Так и не ставший разводящим младший сержант Бутченко сел на широкую деревянную полку и уперся невидящим взглядом в точку на серой поверхности двери. Теперь Андрей отделен от свободы двумя бронированными дверьми, вооруженным часовым в коридорчике между ними, пустой подвальной комнатой, лестницей и еще одной дверью, ключ от которой есть только у первого разводящего действующего караула. КПЗ — «короче, полная задница», свободы уже нет.
Но Андрею все равно.
Он не знал, благодарить ли ему сержантов-летчиков, за то, что они ему принесли, или ненавидеть. Зачем ему абсолютная память, если он помнит теперь и Такое? Зачем ему знание о параллельных мирах, если в одном из них умрет Она? Зачем ему все это — Здесь?
Здесь?
Андрей вскочил на ноги, задержал дыхание, и его губы поползли в улыбке.
Как они это делали? Какой-то звук, сквозь зубы. Примерно…
Низкий потолок камеры рухнул на голову стеклянным дождем. Преодолевая сопротивление воздуха, сержант схватился за вспыхнувшую изнутри голову и упал на колени. Нужные знания и понимание необходимых действий ворвались в его мозг в течение какой-то наносекунды.

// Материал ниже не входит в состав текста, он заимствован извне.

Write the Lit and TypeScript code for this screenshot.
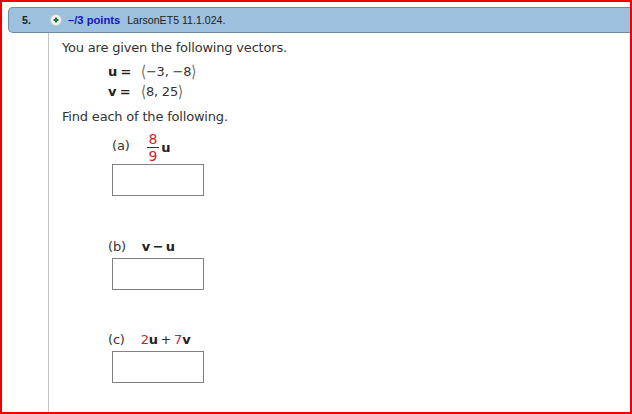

На искаженном болью лице Андрея сверкнула счастливая улыбка. Он знал, куда ему надо, и как туда попасть.
Выйдя из замедления, сержант постучал кулаком в дверь.

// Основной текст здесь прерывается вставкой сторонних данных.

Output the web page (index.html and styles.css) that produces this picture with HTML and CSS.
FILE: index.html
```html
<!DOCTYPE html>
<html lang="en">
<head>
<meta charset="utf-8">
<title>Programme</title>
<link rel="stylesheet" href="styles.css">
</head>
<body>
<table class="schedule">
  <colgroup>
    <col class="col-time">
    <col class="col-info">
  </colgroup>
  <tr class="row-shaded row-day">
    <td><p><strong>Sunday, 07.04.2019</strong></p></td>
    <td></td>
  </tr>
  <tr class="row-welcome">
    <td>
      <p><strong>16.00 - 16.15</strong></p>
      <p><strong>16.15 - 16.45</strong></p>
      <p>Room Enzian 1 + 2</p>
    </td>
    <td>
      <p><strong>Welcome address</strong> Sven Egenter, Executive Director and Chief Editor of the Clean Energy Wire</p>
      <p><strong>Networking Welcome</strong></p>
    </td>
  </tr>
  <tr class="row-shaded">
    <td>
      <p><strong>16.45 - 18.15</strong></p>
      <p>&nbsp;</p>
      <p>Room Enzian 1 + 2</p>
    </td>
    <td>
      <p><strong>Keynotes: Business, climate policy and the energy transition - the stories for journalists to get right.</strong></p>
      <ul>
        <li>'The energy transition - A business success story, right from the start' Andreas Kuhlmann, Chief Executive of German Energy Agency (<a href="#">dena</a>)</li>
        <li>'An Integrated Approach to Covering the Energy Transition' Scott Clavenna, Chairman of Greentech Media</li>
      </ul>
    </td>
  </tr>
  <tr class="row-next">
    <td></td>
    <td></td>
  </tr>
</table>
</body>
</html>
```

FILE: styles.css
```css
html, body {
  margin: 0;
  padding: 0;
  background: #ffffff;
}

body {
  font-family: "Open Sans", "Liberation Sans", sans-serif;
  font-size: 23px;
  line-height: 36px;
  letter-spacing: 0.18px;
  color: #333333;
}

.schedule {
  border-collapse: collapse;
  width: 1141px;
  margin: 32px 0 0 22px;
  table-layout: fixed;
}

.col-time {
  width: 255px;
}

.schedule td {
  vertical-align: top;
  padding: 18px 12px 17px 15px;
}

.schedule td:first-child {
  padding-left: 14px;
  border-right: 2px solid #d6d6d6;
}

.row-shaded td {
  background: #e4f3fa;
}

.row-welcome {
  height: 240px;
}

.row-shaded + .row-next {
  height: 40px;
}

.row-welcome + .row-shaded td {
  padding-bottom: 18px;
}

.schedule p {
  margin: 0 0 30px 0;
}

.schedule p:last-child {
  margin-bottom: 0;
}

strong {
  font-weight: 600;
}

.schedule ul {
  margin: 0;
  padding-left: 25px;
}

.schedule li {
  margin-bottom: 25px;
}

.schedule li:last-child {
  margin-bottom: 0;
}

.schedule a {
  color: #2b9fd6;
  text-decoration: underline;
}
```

— Эй, на посту! Долго мне здесь париться?
Часовой по ту сторону несколько секунд прикидывал, нарушить ему чуток устав, или не ст о ит. Тяга к злорадству пересилила.
— Заткнись, придурок! Сейчас «передвижка» сменится — быстренько тебя в «Белый лебедь» свезет.

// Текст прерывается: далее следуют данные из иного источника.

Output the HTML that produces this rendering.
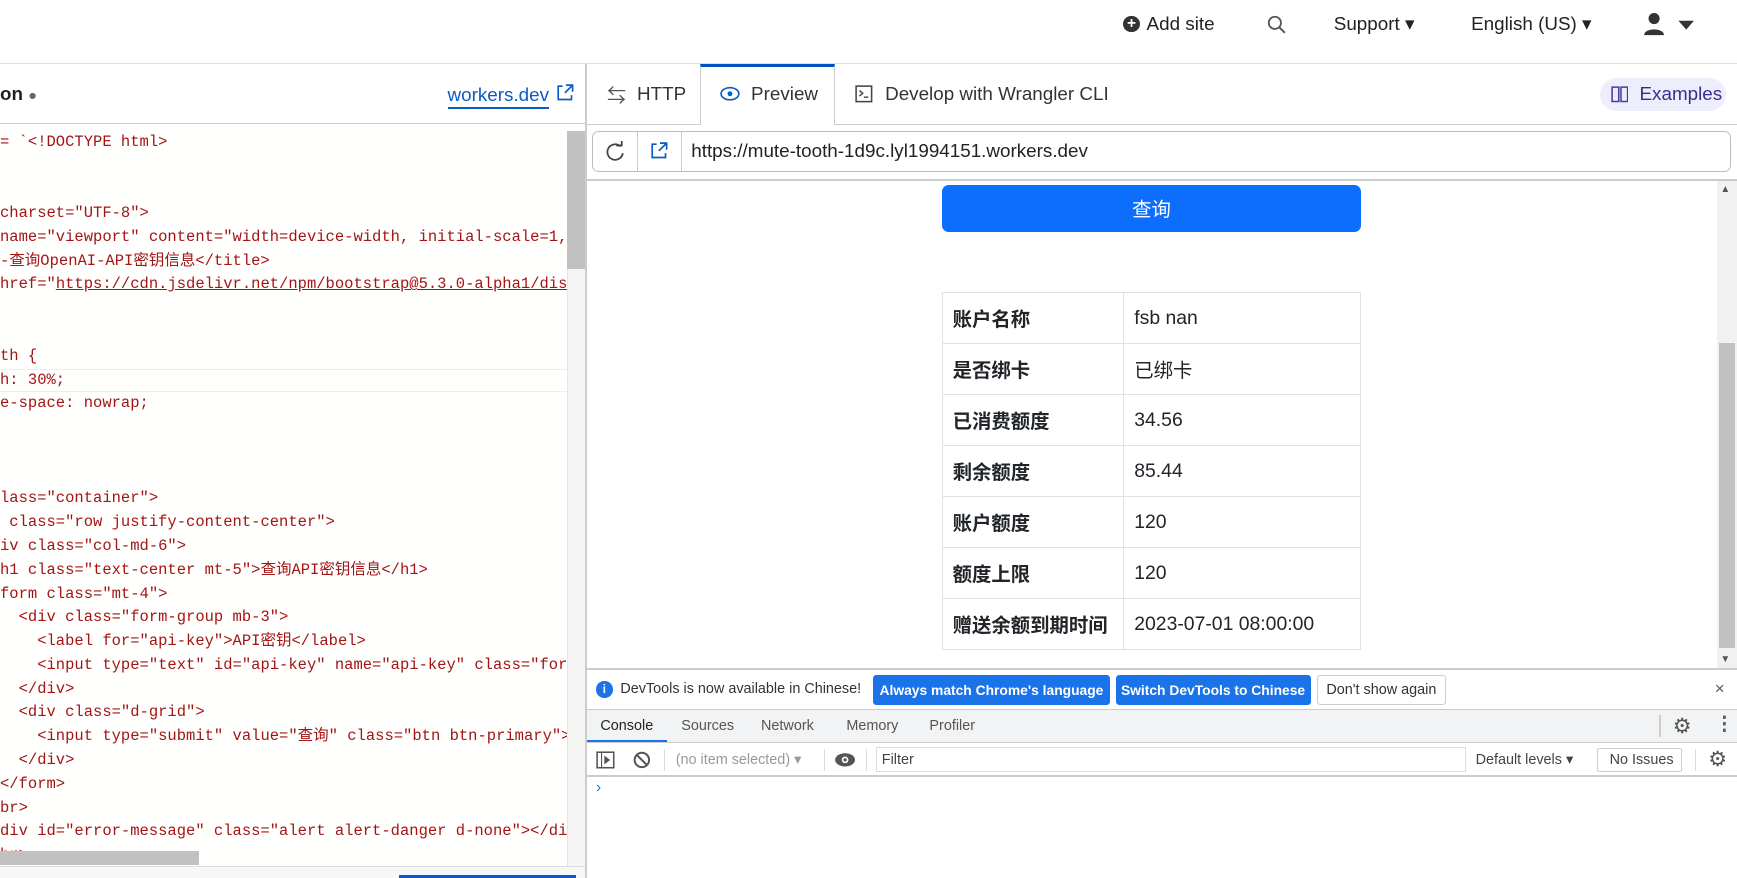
<!DOCTYPE html>
<html><head><meta charset="utf-8"><style>
*{box-sizing:border-box;margin:0;padding:0}
html,body{width:1737px;height:878px;overflow:hidden;background:#fff}
#w{position:relative;width:1568px;height:793px;zoom:1.10778;font-family:"Liberation Sans","Noto Sans CJK SC",sans-serif;color:#222;overflow:hidden}
.a{position:absolute}
.code{font-family:"Liberation Mono",monospace;font-size:14px;color:#a31515;white-space:pre;line-height:21.47px}
.tab{position:absolute;top:58px;height:54px;font-size:17px;color:#333;display:flex;align-items:center}
td{border:1px solid #dee2e6;height:46px;padding:0 9px;font-size:17.5px;color:#212529}
td.k{font-weight:bold;width:164px}
.dt{position:absolute;font-family:"Liberation Sans","Noto Sans CJK SC",sans-serif;font-size:13px;color:#333}
.bb{position:absolute;top:609px;height:27px;border-radius:3px;background:#1a73e8;color:#fff;font-size:12.5px;font-weight:bold;display:flex;align-items:center;justify-content:center}
</style></head><body><div id="w">
<!-- header -->
<div class="a" style="left:0;top:0;width:1568px;height:58px;border-bottom:1px solid #ddd"></div>
<div class="a" style="left:1014px;top:14px;width:15px;height:15px;border-radius:50%;background:#333;color:#fff;font-size:14px;line-height:14px;text-align:center;font-weight:bold">+</div>
<div class="a" style="left:1035px;top:12px;font-size:17px;color:#222">Add site</div>
<svg class="a" style="left:1143px;top:13px" width="20" height="20"><circle cx="8" cy="8" r="5.5" fill="none" stroke="#555" stroke-width="1.6"/><path d="M12 12l5 5" stroke="#555" stroke-width="1.8"/></svg>
<div class="a" style="left:1204px;top:12px;font-size:17px">Support ▾</div>
<div class="a" style="left:1328px;top:12px;font-size:17px">English (US) ▾</div>
<svg class="a" style="left:1483px;top:12px" width="50" height="22"><circle cx="10" cy="5" r="5" fill="#333"/><path d="M1 20c0-7 18-7 18 0z" fill="#333"/><path d="M32 7h14l-7 8z" fill="#333"/></svg>
<!-- left panel -->
<div class="a" style="left:0;top:58px;width:528px;height:54px;border-bottom:1px solid #ccc"></div>
<div class="a" style="left:0;top:75px;font-size:17px;font-weight:bold;color:#222">on <span style="color:#666;font-size:13px">●</span></div>
<div class="a" style="left:404px;top:75px;font-size:17px;color:#0a5bc4;border-bottom:2px solid #0a5bc4;line-height:22px">workers.dev</div>
<svg class="a" style="left:502px;top:76px" width="16" height="16"><path d="M6 2H2v12h12v-4M9 1h6v6M15 1L8 8" fill="none" stroke="#0a5bc4" stroke-width="1.5"/></svg>
<div class="a" style="left:0;top:113px;width:528px;height:680px;background:#fffffe"></div>
<div class="a" style="left:0;top:333px;width:512px;height:21px;border-top:1px solid #eee;border-bottom:1px solid #eee"></div>
<div class="a code" style="left:0;top:118px">= `&lt;!DOCTYPE html&gt;


charset="UTF-8"&gt;
name="viewport" content="width=device-width, initial-scale=1,
-查询OpenAI-API密钥信息&lt;/title&gt;
href="<span style="text-decoration:underline">https://cdn.jsdelivr.net/npm/bootstrap@5.3.0-alpha1/dist</span>


th {
h: 30%;
e-space: nowrap;



lass="container"&gt;
 class="row justify-content-center"&gt;
iv class="col-md-6"&gt;
h1 class="text-center mt-5"&gt;查询API密钥信息&lt;/h1&gt;
form class="mt-4"&gt;
  &lt;div class="form-group mb-3"&gt;
    &lt;label for="api-key"&gt;API密钥&lt;/label&gt;
    &lt;input type="text" id="api-key" name="api-key" class="form
  &lt;/div&gt;
  &lt;div class="d-grid"&gt;
    &lt;input type="submit" value="查询" class="btn btn-primary"&gt;
  &lt;/div&gt;
&lt;/form&gt;
br&gt;
div id="error-message" class="alert alert-danger d-none"&gt;&lt;/di
br&gt;</div>
<div class="a" style="left:512px;top:118px;width:16px;height:675px;background:#f5f5f5;border-left:1px solid #e5e5e5"></div>
<div class="a" style="left:512px;top:118px;width:16px;height:125px;background:#c1c1c1"></div>
<div class="a" style="left:0;top:768px;width:180px;height:13px;background:#c1c1c1"></div>
<div class="a" style="left:0;top:782px;width:528px;height:11px;background:#f7f7f7;border-top:1px solid #ddd"></div>
<div class="a" style="left:360px;top:790px;width:160px;height:3px;background:#0a5bc4"></div>
<div class="a" style="left:528px;top:58px;width:2px;height:735px;background:#ccc"></div>
<!-- right tabs -->
<div class="a" style="left:530px;top:112px;width:1038px;height:1px;background:#ccc"></div>
<div class="tab" style="left:548px"><span style="color:#555;margin-right:10px">⇆</span>HTTP</div>
<div class="a" style="left:632px;top:58px;width:122px;height:55px;background:#fff;border-left:1px solid #ccc;border-right:1px solid #ccc;border-top:3px solid #0051c3"></div>
<div class="tab" style="left:650px"><svg width="18" height="14" style="margin-right:10px"><ellipse cx="9" cy="7" rx="8" ry="5.5" fill="none" stroke="#0a5bc4" stroke-width="1.5"/><circle cx="9" cy="7" r="2.2" fill="#0a5bc4"/></svg>Preview</div>
<div class="tab" style="left:772px"><svg width="16" height="16" style="margin-right:11px"><rect x="1" y="1" width="14" height="14" fill="none" stroke="#444" stroke-width="1.4"/><path d="M4 5l3 2.5L4 10M8 11h4" fill="none" stroke="#444" stroke-width="1.3"/></svg>Develop with Wrangler CLI</div>
<div class="a" style="left:1444px;top:70px;width:114px;height:30px;border-radius:15px;background:#eeedfc"></div>
<svg class="a" style="left:1454px;top:78px" width="16" height="15"><path d="M1 1h6v13H1zM9 1h6v13H9z" fill="none" stroke="#4a3aa8" stroke-width="1.4"/></svg>
<div class="a" style="left:1480px;top:75px;font-size:17px;color:#3b2d8f">Examples</div>
<!-- url bar -->
<div class="a" style="left:534px;top:118px;width:1029px;height:37px;border:1px solid #bbb;border-radius:6px"></div>
<div class="a" style="left:575px;top:119px;width:1px;height:35px;background:#ccc"></div>
<div class="a" style="left:615px;top:119px;width:1px;height:35px;background:#ccc"></div>
<svg class="a" style="left:545px;top:127px" width="20" height="20"><path d="M15 5A7 7 0 1 0 17 11" fill="none" stroke="#444" stroke-width="1.6"/><path d="M11 4h5V0" fill="none" stroke="#444" stroke-width="1.6"/></svg>
<svg class="a" style="left:587px;top:128px" width="16" height="16"><path d="M6 2H2v12h12v-4M9 1h6v6M15 1L8 8" fill="none" stroke="#0a5bc4" stroke-width="1.5"/></svg>
<div class="a" style="left:624px;top:126px;font-size:17px;color:#222">https://mute-tooth-1d9c.lyl1994151.workers.dev</div>
<div class="a" style="left:530px;top:162px;width:1038px;height:1px;background:#ccc"></div>
<!-- preview -->
<div class="a" style="left:1550px;top:163px;width:18px;height:440px;background:#f1f1f1"></div>
<div class="a" style="left:1552px;top:310px;width:14px;height:275px;background:#c1c1c1"></div>
<div class="a" style="left:1553px;top:166px;font-size:9px;color:#555">▲</div>
<div class="a" style="left:1553px;top:590px;font-size:9px;color:#555">▼</div>
<div class="a" style="left:850px;top:167px;width:379px;height:42px;background:#0d6efd;border-radius:6px;color:#fff;font-size:17.5px;display:flex;align-items:center;justify-content:center">查询</div>
<table class="a" style="left:850px;top:264px;width:379px;border-collapse:collapse">
<tr><td class="k">账户名称</td><td>fsb nan</td></tr>
<tr><td class="k">是否绑卡</td><td>已绑卡</td></tr>
<tr><td class="k">已消费额度</td><td>34.56</td></tr>
<tr><td class="k">剩余额度</td><td>85.44</td></tr>
<tr><td class="k">账户额度</td><td>120</td></tr>
<tr><td class="k">额度上限</td><td>120</td></tr>
<tr><td class="k">赠送余额到期时间</td><td>2023-07-01 08:00:00</td></tr>
</table>
<!-- devtools -->
<div class="a" style="left:530px;top:603px;width:1038px;height:2px;background:#ccc"></div>
<div class="a" style="left:538px;top:615px;width:15px;height:15px;border-radius:50%;background:#1a73e8;color:#fff;font-size:11px;font-weight:bold;text-align:center;line-height:15px">i</div>
<div class="dt" style="left:560px;top:615px">DevTools is now available in Chinese!</div>
<div class="bb" style="left:788px;width:214px">Always match Chrome's language</div>
<div class="bb" style="left:1007px;width:176px">Switch DevTools to Chinese</div>
<div class="a" style="left:1189px;top:609px;width:116px;height:27px;border:1px solid #ccc;border-radius:3px;font-size:13px;color:#333;display:flex;align-items:center;justify-content:center">Don't show again</div>
<div class="dt" style="left:1548px;top:613px;font-size:15px;color:#555">×</div>
<div class="a" style="left:530px;top:640px;width:1038px;height:31px;background:#f1f3f4;border-top:1px solid #ccc;border-bottom:1px solid #ccc"></div>
<div class="dt" style="left:542px;top:648px;color:#222">Console</div>
<div class="a" style="left:530px;top:668px;width:72px;height:2px;background:#1a73e8"></div>
<div class="dt" style="left:615px;top:648px;color:#555">Sources</div>
<div class="dt" style="left:687px;top:648px;color:#555">Network</div>
<div class="dt" style="left:764px;top:648px;color:#555">Memory</div>
<div class="dt" style="left:839px;top:648px;color:#555">Profiler</div>
<div class="a" style="left:1498px;top:645px;width:1px;height:20px;background:#ccc"></div>
<div class="dt" style="left:1510px;top:644px;font-size:19px;color:#555">⚙</div>
<div class="dt" style="left:1548px;top:644px;font-size:17px;color:#555;font-weight:bold">⋮</div>
<div class="a" style="left:530px;top:700px;width:1038px;height:1px;background:#ccc"></div>
<svg class="a" style="left:538px;top:677px" width="18" height="18"><rect x="1" y="2" width="15" height="14" fill="none" stroke="#555" stroke-width="1.4"/><path d="M5 2v14M8 6l4 3-4 3z" stroke="#555" fill="#555"/></svg>
<svg class="a" style="left:571px;top:677px" width="18" height="18"><circle cx="8" cy="9" r="6.5" fill="none" stroke="#555" stroke-width="1.8"/><path d="M4 5l8 8" stroke="#555" stroke-width="1.8"/></svg>
<div class="a" style="left:599px;top:676px;width:1px;height:20px;background:#ddd"></div>
<div class="dt" style="left:610px;top:679px;color:#999">(no item selected) ▾</div>
<div class="a" style="left:744px;top:676px;width:1px;height:20px;background:#ddd"></div>
<svg class="a" style="left:753px;top:678px" width="20" height="16"><ellipse cx="10" cy="8" rx="9" ry="6" fill="#555"/><circle cx="10" cy="8" r="3" fill="#fff"/><circle cx="10" cy="8" r="1.5" fill="#555"/></svg>
<div class="a" style="left:782px;top:676px;width:1px;height:20px;background:#ddd"></div>
<div class="a" style="left:791px;top:674px;width:532px;height:23px;border:1px solid #ddd;background:#fff"></div>
<div class="dt" style="left:796px;top:679px;color:#444">Filter</div>
<div class="dt" style="left:1332px;top:679px;color:#444">Default levels ▾</div>
<div class="a" style="left:1442px;top:675px;width:76px;height:22px;border:1px solid #ccc;border-radius:2px"></div>
<div class="dt" style="left:1453px;top:679px;color:#444">No Issues</div>
<div class="a" style="left:1530px;top:676px;width:1px;height:20px;background:#ddd"></div>
<div class="dt" style="left:1542px;top:673px;font-size:19px;color:#555">⚙</div>
<div class="dt" style="left:538px;top:703px;color:#1a73e8;font-size:14px">›</div>
</div></body></html>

Андрей улегся на полку, подложив под затылок ладони, и блаженно закрыл глаза.
— Олеська, жди меня. Я скоро…
19.38 . Понедельник 9 мая 1988 г., г. Ленинград, ул. Гагаринская, map #1836.
Вячеслав уселся прямо на асфальт и прислонился к водосточной трубе. Дворик-колодец был пуст, видимо, с этого берега Невы народ тоже эвакуировали в южные районы. Да даже если кто и остался в домах и мог видеть в окно, как он перекинулся обратно — плевать. Вытерев со лба пот, Слава взял на руки щенка и посмотрел на сидящую рядом собаку. Взгляд ротвейлера демонстрировал настороженное ожидание.
— Что? Я должен что-то придумать, да?
Ирина коротко гавкнула и попыталась вильнуть обрубком хвоста.
— Ага… Можно подумать, будто я всю эту кашу заварил, — Кротков тяжело поднялся на ноги. — Что? Нет, ты пока побудь собакой. Обувки у тебя нету, да и обратный переход довольно болезненный…
Чуток размяв ноги, Слава присел перед Ириной и слегка потрепал лобастую голову. Вздохнул.
— Что ж нам делать-то тепереча?…
Ира высунула язык и наклонила голову набок. Щенок извернулся, попытавшись тяпнуть Вячеслава за палец маленькими зубками, за что получил легкий шлепок.
— Ладно, Ирина Владимировна, сейчас отдышусь, и дальше побежим. За город, где народу поменьше… — резко вскочив, Слава хлопнул себя по лбу. — Ой, дурак… Иришка! Я — дурак.
Он снова присел, отпустил скулящего щенка и, схватив собаку за толстые щеки, притянул к себе ее морду и звонко поцеловал в нос.
— Это очень хороший мирок, Иришка — там почти никого нет. И в настоящий момент он еще должен существовать.
Собака утробно зарычала и попятилась, скребя асфальт когтями.
— Эй, гражданин!
Вячеслав оглянулся на окрик. Из трубы подворотни во двор вошли двое в серой форме — лейтенант и сержант. Офицер, медленно приближаясь, присмотрелся к Славиному лицу.
— Эвакуация, надо всем покинуть этот район… Вы ранены?